You're right that private corporations currently have neither the means nor the incentive to go it alone at present (excepting the current push toward suborbital tourism). However, although government has the means, it lacks sufficient focus and incentive to sustain a long term program like this. In the long run, I fully expect the private guys will be driving the train as they find more and more reasons to go there. You make a valid point about needing a major event to push us to the next level. What often happens is that one of two types of events occur that spur innovation. The first is a technological breakthrough that kicks off a cascade of other breakthroughs and spinoff technologies. The second is a political or cultural event - such as a war or threat to stability such as that generated by Sputnik - that requires a response. Private industry tends to respond to the first type of event. Government tends to respond to the second. Innovation in private industry tends to be gradual and profit driven. Innovation in government tends to be driven by response to cataclysmic events.

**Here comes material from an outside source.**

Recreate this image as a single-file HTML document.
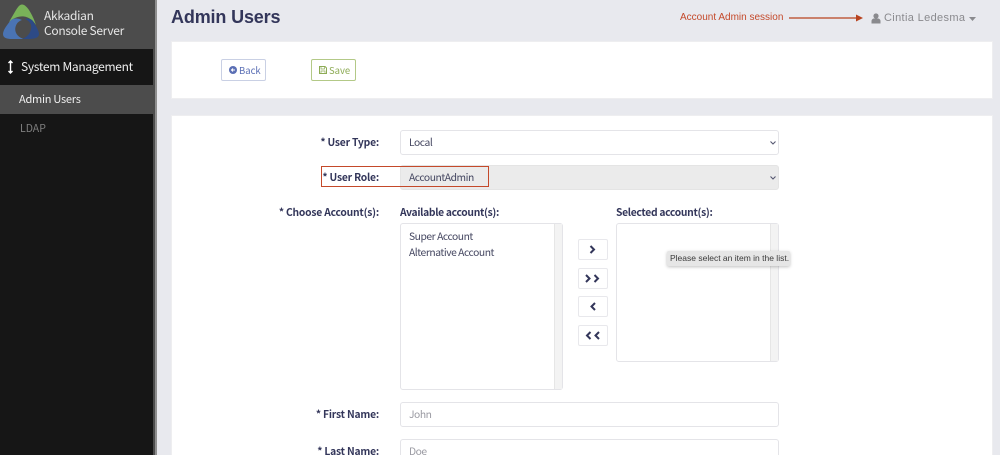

What I'd like to see is a new type of partnership develop between government and industry, where government absorbs much of the risk and cost of R&D and transitions new technologies to industry for refinement and engineering development. Doing this across the board - not just for space - could prove to be a powerful engine for continuous advancement of technology. In principal, some government labs are supposed to be doing exactly that (I worked in one of these labs). In practice, the relationship between government and industry is often hostile...especially in the R&D realm. In my view, this can and must change.